Risk is obviously proportional to the degree to which you cannot "read" the other person's signals. Only some of the signals are verbal denotation. We all know lots of non-verbal signals, and lots of idioms and local connotations, such as the Brit saying goodnight to an American lady with "I'll knock you up in the morning", or when Arthur Blessitt asked to hold a "rally" when he brought his cross to Liberia "rally" means a church fund raiser there.

We can sometimes tell when someone is a bit "off." (Generally they're harmless, but you have to learn more about them to tell for sure, and about 1-2% of the population will prey on you given the opportunity--more if their culture encourages predation on outsiders.) I'm guessing here, but I'd think it much easier to spot problematic deviations from the norm when you have a fairly mono-cultural norm. I'm not sure whether different races confuse, but I'm pretty sure different cultures do. (But maybe I was just a little dense as a youth.)

So I'm guessing that in a multi-ethnic community people will be slightly more likely to misidentify reliable people as unreliable, or at best of uncertain reliability.

There are also things that seem more like carrier waves or heartbeat signals. This can include what AVI calls tribal markers, but I think they don't just signal "I'm here" but also, from the non-verbal components, let your co-tribesmen know whether you're OK or having some problems. Small talk about the weather (or whatever is the thing for your tribe) allows the conversation to grow if needed. (Cold calls are hard for most of us to learn to do; so similarly is starting a heavy conversation cold.)

You know the frantic search to find something useful to answer when somebody opens the conversation with something completely alien, like BDS or the prospects of the Ukrainian rugby team. Having something to ease conversation into being is important.

Sometimes the tribal markers or tribal courtesies are experienced as micro-aggressions, and some of the unspoken courtesies (what volume you use when arguing in public, whether you nod or hail-fellow, what clothes you wear(*)), will rub you the wrong way by their absence.

So far so good.
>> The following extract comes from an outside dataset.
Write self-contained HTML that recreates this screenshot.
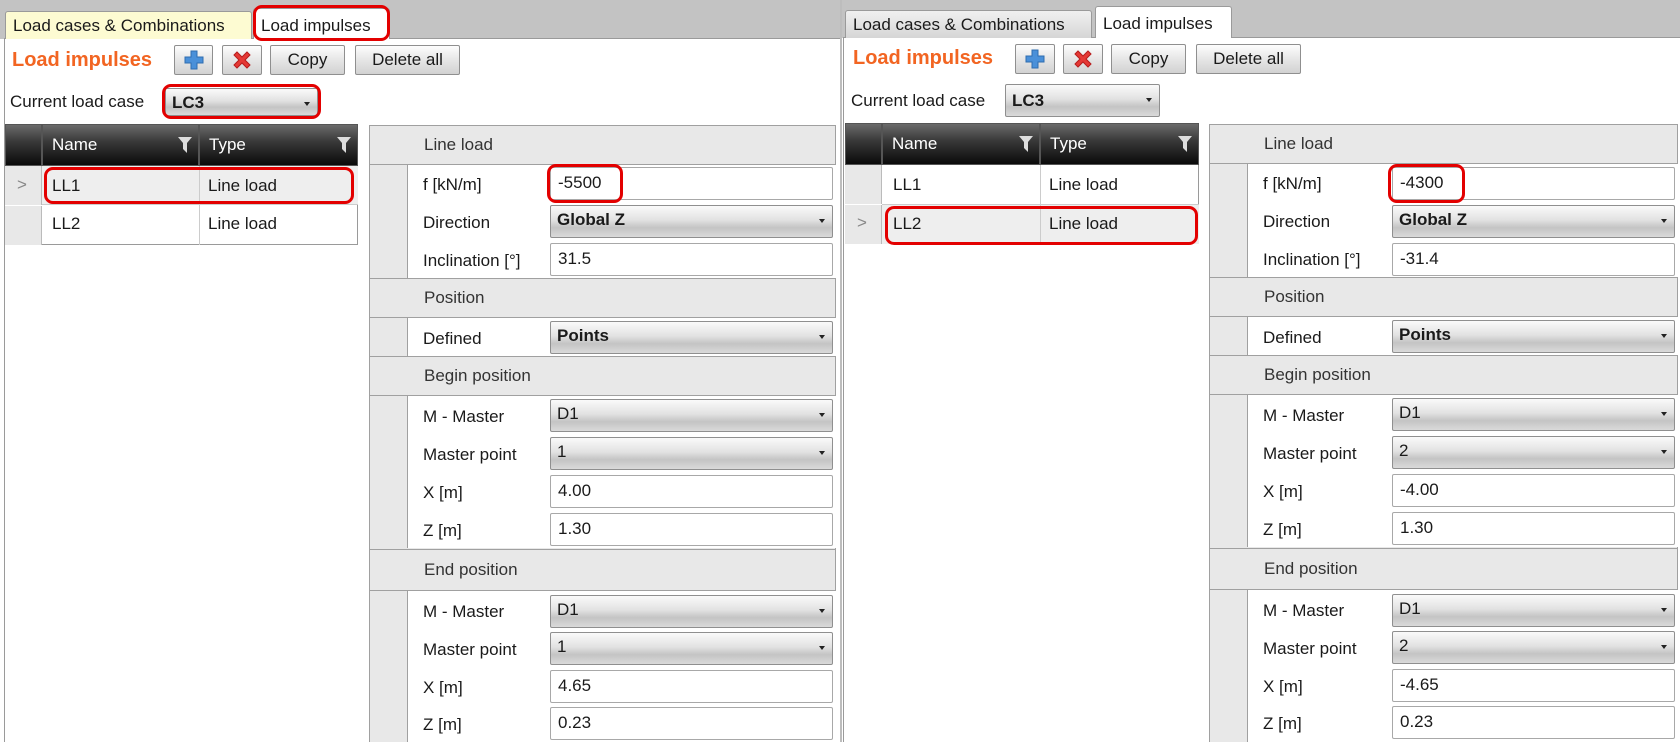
<!DOCTYPE html>
<html><head><meta charset="utf-8"><style>
*{margin:0;padding:0;box-sizing:border-box}
body{width:1680px;height:742px;overflow:hidden;background:#fff;font-family:"Liberation Sans",Arial,sans-serif;font-size:17px;color:#1a1a1a;position:relative}
.a{position:absolute}
.band{top:0;height:39px;background:#c3c3c3}
.tab{height:28px;border:1px solid #9a9a9a;border-bottom:none;border-radius:3px 3px 0 0;padding:4px 0 0 7px;font-size:17px;white-space:nowrap}
.title{color:#f26522;font-weight:bold;font-size:20px}
.btn{height:30px;border:1px solid #8f8f8f;border-radius:2px;background:linear-gradient(#fdfdfd,#e6e6e6 50%,#d2d2d2);text-align:center;font-size:17px;line-height:28px}
.combo{border:1px solid #8f8f8f;border-radius:2px;background:linear-gradient(#fafafa,#e2e2e2 45%,#c4c4c4 70%,#dadada);padding:4px 0 0 6px;font-size:17px}
.combo:after{content:"";position:absolute;right:7px;top:13px;border-left:3px solid transparent;border-right:3px solid transparent;border-top:4px solid #222}
.inp{border:1px solid #a8a8a8;border-radius:2px;background:#fff;padding:5px 0 0 7px}
.red{border:3px solid #e30000;border-radius:9px}
.gh{background:linear-gradient(#6a6a6a,#3a3a3a 40%,#0a0a0a);color:#fff;border:1px solid #555}
.gh svg{position:absolute;right:6px;top:12px}
.ph{background:#e8e8e8;border:1px solid #a0a0a0;height:40px;padding:9px 0 0 54px;color:#333}
.lbl{font-size:17px}
</style></head><body>

<!-- LEFT PANEL -->
<div class="a band" style="left:0;width:840px"></div>
<div class="a" style="left:840px;top:0;width:2px;height:742px;background:#bdbdbd"></div>
<div class="a" style="left:4px;top:38px;width:836px;height:704px;border-left:1px solid #9a9a9a;border-top:1px solid #9a9a9a;background:#fff"></div>
<div class="a tab" style="left:5px;top:11px;width:247px;background:#fdfbd2">Load cases &amp; Combinations</div>
<div class="a tab" style="left:253px;top:8px;width:137px;height:31px;background:#fff;padding-top:7px">Load impulses</div>
<div class="a red" style="left:253px;top:5px;width:137px;height:36px"></div>
<div class="a title" style="left:12px;top:49px">Load impulses</div>
<div class="a btn" style="left:174px;top:45px;width:39px"><svg width="22" height="22" viewBox="0 0 22 22" style="margin-top:3px"><path d="M8 2h6v6h6v6h-6v6H8v-6H2V8h6z" fill="#4a90d9" stroke="#2f6db0"/></svg></div>
<div class="a btn" style="left:222px;top:45px;width:40px"><svg width="22" height="22" viewBox="0 0 22 22" style="margin-top:3px"><path d="M3 6l3-3 5 5 5-5 3 3-5 5 5 5-3 3-5-5-5 5-3-3 5-5z" fill="#e53935" stroke="#b71c1c"/></svg></div>
<div class="a btn" style="left:270px;top:45px;width:75px">Copy</div>
<div class="a btn" style="left:355px;top:45px;width:105px">Delete all</div>
<div class="a lbl" style="left:10px;top:92px">Current load case</div>
<div class="a combo" style="left:165px;top:88px;width:153px;height:28px;font-weight:bold">LC3</div>
<div class="a red" style="left:162px;top:84px;width:159px;height:35px"></div>
<!-- grid -->
<div class="a" style="left:5px;top:124px;width:353px;height:121px;border:1px solid #9a9a9a;background:#fff"></div>
<div class="a gh" style="left:5px;top:124px;width:37px;height:42px"></div>
<div class="a gh" style="left:42px;top:124px;width:157px;height:42px;padding:10px 0 0 9px">Name<svg width="14" height="16" viewBox="0 0 14 16"><path d="M0 0h14l-5 6v10l-4-4V6z" fill="#ddd"/></svg></div>
<div class="a gh" style="left:199px;top:124px;width:159px;height:42px;padding:10px 0 0 9px">Type<svg width="14" height="16" viewBox="0 0 14 16"><path d="M0 0h14l-5 6v10l-4-4V6z" fill="#ddd"/></svg></div>
<div class="a" style="left:5px;top:166px;width:37px;height:79px;background:#e8e8e8;border-right:1px solid #bbb"></div>
<div class="a" style="left:42px;top:166px;width:316px;height:39px;background:#eeeeee;border-bottom:1px solid #ccc"></div>
<div class="a" style="left:199px;top:166px;width:1px;height:79px;background:#ccc"></div>
<div class="a" style="left:5px;top:205px;width:37px;height:1px;background:#fff"></div>
<div class="a" style="left:17px;top:175px;color:#888">&gt;</div>
<div class="a" style="left:52px;top:176px">LL1</div><div class="a" style="left:208px;top:176px">Line load</div>
<div class="a" style="left:52px;top:214px">LL2</div><div class="a" style="left:208px;top:214px">Line load</div>
<div class="a red" style="left:44px;top:167px;width:310px;height:37px"></div>
<!-- properties -->
<div class="a" style="left:369px;top:125px;width:467px;height:617px;background:#e8e8e8;border-left:1px solid #a0a0a0;border-right:1px solid #a0a0a0"></div>
<div class="a" style="left:407px;top:164px;width:429px;height:114px;background:#fff;border-left:1px solid #a0a0a0"></div>
<div class="a" style="left:407px;top:318px;width:429px;height:38px;background:#fff;border-left:1px solid #a0a0a0"></div>
<div class="a" style="left:407px;top:396px;width:429px;height:152px;background:#fff;border-left:1px solid #a0a0a0"></div>
<div class="a" style="left:407px;top:590px;width:429px;height:152px;background:#fff;border-left:1px solid #a0a0a0"></div>
<div class="a ph" style="left:369px;top:125px;width:467px">Line load</div>
<div class="a ph" style="left:369px;top:278px;width:467px">Position</div>
<div class="a ph" style="left:369px;top:356px;width:467px">Begin position</div>
<div class="a ph" style="left:369px;top:549px;width:467px;height:42px;padding-top:10px">End position</div>
<div class="a" style="left:423px;top:175px">f [kN/m]</div><div class="a inp" style="left:550px;top:167px;width:283px;height:33px">-5500</div>
<div class="a" style="left:423px;top:213px">Direction</div><div class="a combo" style="left:550px;top:205px;width:283px;height:33px;font-weight:bold">Global Z</div>
<div class="a" style="left:423px;top:251px">Inclination [°]</div><div class="a inp" style="left:550px;top:243px;width:283px;height:33px">31.5</div>
<div class="a" style="left:423px;top:329px">Defined</div><div class="a combo" style="left:550px;top:321px;width:283px;height:33px;font-weight:bold">Points</div>
<div class="a" style="left:423px;top:407px">M - Master</div><div class="a combo" style="left:550px;top:399px;width:283px;height:33px">D1</div>
<div class="a" style="left:423px;top:445px">Master point</div><div class="a combo" style="left:550px;top:437px;width:283px;height:33px">1</div>
<div class="a" style="left:423px;top:483px">X [m]</div><div class="a inp" style="left:550px;top:475px;width:283px;height:33px">4.00</div>
<div class="a" style="left:423px;top:521px">Z [m]</div><div class="a inp" style="left:550px;top:513px;width:283px;height:33px">1.30</div>
<div class="a" style="left:423px;top:602px">M - Master</div><div class="a combo" style="left:550px;top:595px;width:283px;height:33px">D1</div>
<div class="a" style="left:423px;top:640px">Master point</div><div class="a combo" style="left:550px;top:632px;width:283px;height:33px">1</div>
<div class="a" style="left:423px;top:678px">X [m]</div><div class="a inp" style="left:550px;top:670px;width:283px;height:33px">4.65</div>
<div class="a" style="left:423px;top:715px">Z [m]</div><div class="a inp" style="left:550px;top:707px;width:283px;height:33px">0.23</div>
<div class="a red" style="left:547px;top:164px;width:76px;height:39px"></div>

<!-- RIGHT PANEL -->
<div class="a band" style="left:842px;width:838px;height:38px"></div>
<div class="a" style="left:843px;top:37px;width:837px;height:705px;border-left:1px solid #9a9a9a;border-top:1px solid #9a9a9a;background:#fff"></div>
<div class="a tab" style="left:845px;top:10px;width:247px;background:linear-gradient(#f0f0f0,#d6d6d6)">Load cases &amp; Combinations</div>
<div class="a tab" style="left:1095px;top:6px;width:137px;height:32px;background:#fff;padding-top:7px">Load impulses</div>
<div class="a title" style="left:853px;top:47px">Load impulses</div>
<div class="a btn" style="left:1015px;top:44px;width:40px"><svg width="22" height="22" viewBox="0 0 22 22" style="margin-top:3px"><path d="M8 2h6v6h6v6h-6v6H8v-6H2V8h6z" fill="#4a90d9" stroke="#2f6db0"/></svg></div>
<div class="a btn" style="left:1063px;top:44px;width:40px"><svg width="22" height="22" viewBox="0 0 22 22" style="margin-top:3px"><path d="M3 6l3-3 5 5 5-5 3 3-5 5 5 5-3 3-5-5-5 5-3-3 5-5z" fill="#e53935" stroke="#b71c1c"/></svg></div>
<div class="a btn" style="left:1111px;top:44px;width:75px">Copy</div>
<div class="a btn" style="left:1196px;top:44px;width:105px">Delete all</div>
<div class="a lbl" style="left:851px;top:91px">Current load case</div>
<div class="a combo" style="left:1005px;top:84px;width:155px;height:33px;font-weight:bold;padding-top:6px">LC3</div>
<div class="a" style="left:845px;top:123px;width:354px;height:121px;border:1px solid #9a9a9a;background:#fff"></div>
<div class="a gh" style="left:845px;top:123px;width:37px;height:42px"></div>
<div class="a gh" style="left:882px;top:123px;width:158px;height:42px;padding:10px 0 0 9px">Name<svg width="14" height="16" viewBox="0 0 14 16"><path d="M0 0h14l-5 6v10l-4-4V6z" fill="#ddd"/></svg></div>
<div class="a gh" style="left:1040px;top:123px;width:159px;height:42px;padding:10px 0 0 9px">Type<svg width="14" height="16" viewBox="0 0 14 16"><path d="M0 0h14l-5 6v10l-4-4V6z" fill="#ddd"/></svg></div>
<div class="a" style="left:845px;top:165px;width:37px;height:79px;background:#e8e8e8;border-right:1px solid #bbb"></div>
<div class="a" style="left:882px;top:204px;width:317px;height:40px;background:#eeeeee;border-top:1px solid #ccc"></div>
<div class="a" style="left:1040px;top:165px;width:1px;height:79px;background:#ccc"></div>
<div class="a" style="left:845px;top:204px;width:37px;height:1px;background:#fff"></div>
<div class="a" style="left:857px;top:213px;color:#888">&gt;</div>
<div class="a" style="left:893px;top:175px">LL1</div><div class="a" style="left:1049px;top:175px">Line load</div>
<div class="a" style="left:893px;top:214px">LL2</div><div class="a" style="left:1049px;top:214px">Line load</div>
<div class="a red" style="left:885px;top:206px;width:313px;height:39px"></div>
<div class="a" style="left:1209px;top:124px;width:469px;height:618px;background:#e8e8e8;border-left:1px solid #a0a0a0;border-right:1px solid #a0a0a0"></div>
<div class="a" style="left:1247px;top:163px;width:431px;height:114px;background:#fff;border-left:1px solid #a0a0a0"></div>
<div class="a" style="left:1247px;top:317px;width:431px;height:38px;background:#fff;border-left:1px solid #a0a0a0"></div>
<div class="a" style="left:1247px;top:395px;width:431px;height:152px;background:#fff;border-left:1px solid #a0a0a0"></div>
<div class="a" style="left:1247px;top:589px;width:431px;height:153px;background:#fff;border-left:1px solid #a0a0a0"></div>
<div class="a ph" style="left:1209px;top:124px;width:469px">Line load</div>
<div class="a ph" style="left:1209px;top:277px;width:469px">Position</div>
<div class="a ph" style="left:1209px;top:355px;width:469px">Begin position</div>
<div class="a ph" style="left:1209px;top:548px;width:469px;height:42px;padding-top:10px">End position</div>
<div class="a" style="left:1263px;top:174px">f [kN/m]</div><div class="a inp" style="left:1392px;top:167px;width:283px;height:33px">-4300</div>
<div class="a" style="left:1263px;top:212px">Direction</div><div class="a combo" style="left:1392px;top:205px;width:283px;height:33px;font-weight:bold">Global Z</div>
<div class="a" style="left:1263px;top:250px">Inclination [°]</div><div class="a inp" style="left:1392px;top:243px;width:283px;height:33px">-31.4</div>
<div class="a" style="left:1263px;top:328px">Defined</div><div class="a combo" style="left:1392px;top:320px;width:283px;height:33px;font-weight:bold">Points</div>
<div class="a" style="left:1263px;top:406px">M - Master</div><div class="a combo" style="left:1392px;top:398px;width:283px;height:33px">D1</div>
<div class="a" style="left:1263px;top:444px">Master point</div><div class="a combo" style="left:1392px;top:436px;width:283px;height:33px">2</div>
<div class="a" style="left:1263px;top:482px">X [m]</div><div class="a inp" style="left:1392px;top:474px;width:283px;height:33px">-4.00</div>
<div class="a" style="left:1263px;top:520px">Z [m]</div><div class="a inp" style="left:1392px;top:512px;width:283px;height:33px">1.30</div>
<div class="a" style="left:1263px;top:601px">M - Master</div><div class="a combo" style="left:1392px;top:594px;width:283px;height:33px">D1</div>
<div class="a" style="left:1263px;top:639px">Master point</div><div class="a combo" style="left:1392px;top:631px;width:283px;height:33px">2</div>
<div class="a" style="left:1263px;top:677px">X [m]</div><div class="a inp" style="left:1392px;top:669px;width:283px;height:33px">-4.65</div>
<div class="a" style="left:1263px;top:714px">Z [m]</div><div class="a inp" style="left:1392px;top:706px;width:283px;height:33px">0.23</div>
<div class="a red" style="left:1388px;top:164px;width:77px;height:39px"></div>
</body></html>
You clearly run a higher "status risk" when trying to deal with someone from an alien culture. But why should there be a difference in trust between having 10% of your neighbors be different vs having 20% of them?
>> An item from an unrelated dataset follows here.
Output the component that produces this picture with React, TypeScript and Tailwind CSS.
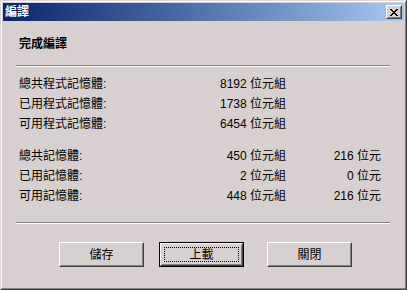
import React from "react";

const font = "font-['Liberation_Sans','Noto_Sans_CJK_TC',sans-serif]";

function Row({ label, v1, v2 }: { label: string; v1: string; v2?: string }) {
  return (
    <div className="flex h-[20px] items-center pl-[16px] text-[12px] leading-[14px] text-black">
      <div className="w-[160px] whitespace-nowrap">{label}</div>
      <div className="w-[107px] text-right whitespace-nowrap">{v1}</div>
      <div className="w-[95px] text-right whitespace-nowrap">{v2 ?? ""}</div>
    </div>
  );
}

function Sep() {
  return (
    <div className="ml-[13px] w-[374px] flex flex-col">
      <div className="h-px bg-[#808080]" />
      <div className="h-px bg-white" />
    </div>
  );
}

function Btn({ label, def, className }: { label: string; def?: boolean; className?: string }) {
  if (def) {
    return (
      <div className={"w-[85px] h-[25px] border border-black " + (className ?? "")}>
        <div className="w-full h-full border border-t-white border-l-white border-r-[#404040] border-b-[#404040]">
          <div className="w-full h-full border border-t-[#d8d0d0] border-l-[#d8d0d0] border-r-[#808080] border-b-[#808080] p-[2px]">
            <div className="w-full h-full border border-dotted border-black flex items-center justify-center text-[12px] leading-[14px]">
              {label}
            </div>
          </div>
        </div>
      </div>
    );
  }
  return (
    <div className={"w-[85px] h-[25px] border border-t-white border-l-white border-r-[#404040] border-b-[#404040] " + (className ?? "")}>
      <div className="w-full h-full border border-t-[#d8d0d0] border-l-[#d8d0d0] border-r-[#808080] border-b-[#808080] flex items-center justify-center text-[12px] leading-[14px]">
        {label}
      </div>
    </div>
  );
}

export default function App() {
  return (
    <div className={"w-[407px] h-[290px] " + font}>
      <div className="w-full h-full border border-t-[#dcd6d6] border-l-[#dcd6d6] border-r-[#404040] border-b-[#404040]">
        <div className="w-full h-full border border-t-white border-l-white border-r-[#808080] border-b-[#808080] bg-[#d8d0d0] p-px flex flex-col">
          <div className="h-[18px] flex items-center bg-gradient-to-r from-[#0a246a] to-[#a6caf0] pl-[2px] pr-[2px]">
            <span className="text-white text-[12px] font-bold leading-[14px]">編譯</span>
            <div className="ml-auto w-[16px] h-[14px] bg-[#d8d0d0] border border-t-white border-l-white border-r-[#404040] border-b-[#404040]">
              <div className="w-full h-full border border-t-[#d8d0d0] border-l-[#d8d0d0] border-r-[#808080] border-b-[#808080] flex items-center justify-center">
                <svg width="8" height="7" viewBox="0 0 8 7" shapeRendering="crispEdges">
                  <path d="M0 0h2v1h-2zM6 0h2v1h-2zM1 1h2v1h-2zM5 1h2v1h-2zM2 2h4v1h-4zM3 3h2v1h-2zM2 4h4v1h-4zM1 5h2v1h-2zM5 5h2v1h-2zM0 6h2v1h-2zM6 6h2v1h-2z" fill="#000" />
                </svg>
              </div>
            </div>
          </div>

          <div className="mt-[16px] pl-[16px] text-[12px] leading-[14px] font-bold text-black">完成編譯</div>
          <div className="mt-[14px]"><Sep /></div>

          <div className="mt-[7px]">
            <Row label="總共程式記憶體:" v1="8192 位元組" />
            <Row label="已用程式記憶體:" v1="1738 位元組" />
            <Row label="可用程式記憶體:" v1="6454 位元組" />
          </div>

          <div className="mt-[12px]">
            <Row label="總共記憶體:" v1="450 位元組" v2="216 位元" />
            <Row label="已用記憶體:" v1="2 位元組" v2="0 位元" />
            <Row label="可用記憶體:" v1="448 位元組" v2="216 位元" />
          </div>

          <div className="mt-[16px]"><Sep /></div>

          <div className="mt-[18px] flex text-black">
            <Btn label="儲存" className="ml-[56px]" />
            <Btn label="上載" def className="ml-[15px]" />
            <Btn label="關閉" className="ml-[23px]" />
          </div>
        </div>
      </div>
    </div>
  );
}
It may have to do with risk estimate. Suppose the risk of misreading the intentions of a member of an "alien culture" is p, and the trust will be proportional to 1-p). And suppose the risk of misreading the intentions of someone of your own culture is q, smaller than p. If there are 100 in your neighborhood, the chances of misreading anybody is ((1-p)^N)((1-q)^(100-N)). Let q be .1% and p be 1%. For between 1 and 50 members of an "alien culture", the risk of misreading someone looks nearly linear, as shown below. (Sorry, my X-axis runs the other direction from Putnam's.) I pulled these numbers out of the air, of course, but I mostly expect people to be fairly good at figuring out who’s not trustworthy after a trial or two. Of course some of us make a good living off that failure rate.

But wait, why am I looking at the overall trust, and not trust in my group vs trust in the other group?

I have thought of only two simple models that explain the decline in both domains of trust as a rational reaction. This “calculation” is part of the first model—though it doesn’t deal with the reported offset (see Putnam’s Figure 6) between in-group and out-group trust.

  1. The survey respondent feels the whole group to be a community, and is describing the sense of trust he feels with respect to the community as a whole, with an (unexplained) offset for trust in his own group. This is one reason I'd like to see whether this effect is reproducible outside the West, in more explicitly tribal environments. We try(ied) to cultivate a "you're responsible to the community" attitude, which might change how people answer.
  2. The people in the community fall back to a kind of pidgin set of signals, and the probability that you use the pidgin within your group rather than the full set varies with the probability that you have to use it outside the group--which is proportional to the fraction of “alien culture” people in the community.

I’m not persuaded by either model. The first doesn’t explain the approximately constant offset in trust, and the second doesn’t motivate why you should use the pidgin in-group—it is just assumed easier. AVI suggested that the in-group distrust came from “activation” of distrust, but that’s not a rational reaction. Not that people are always rational, but this exercise was to look for a rational reason for the changes.

It is possible to take Putnam's Figure 6 too seriously. The statistics aren’t really good enough to accurately determine a second-order variation. There might be a slope hidden in the variation, or something non-linear—though not a big one. And the loss of trust in-group may not be a rational reaction after all.


(*) You don't need a degree in semiotics to notice that clothes or other adornments are always used for communication.

1 comment:

Texan99 said...

Our neighbors down the road used to have fights so loud that their closest neighbors could hear them from several hundred feet away. Recently came the news that, while he was off on a several-day fishing trip, she moved out, taking all of the household furniture with her, right down to the dishwashing detergent under the sink. It's been a couple of months now, and it appears she's moved back in.

I don't spend much time with this couple, but I've always enjoyed their company in a distant way, without having any real understanding of what makes them tick. Somehow or other, though, they've put out the signals that make me consider them trustworthy. If I were in serious trouble, I wouldn't hesitate to call on them for help. I know they'd arrive like the cavalry, and that we would agree on important issues of right and wrong.

At the same time, we don't socialize with them. We started out with some back-and-forth invitations, but gradually discovered that they aren't willing to eat dinner before about 11pm, apparently because they think you can't drink after dinner, and they aren't willing to stop drinking until quite late in the day. We found this incomprehensible and impossible to incorporate into an ordinary social relationship.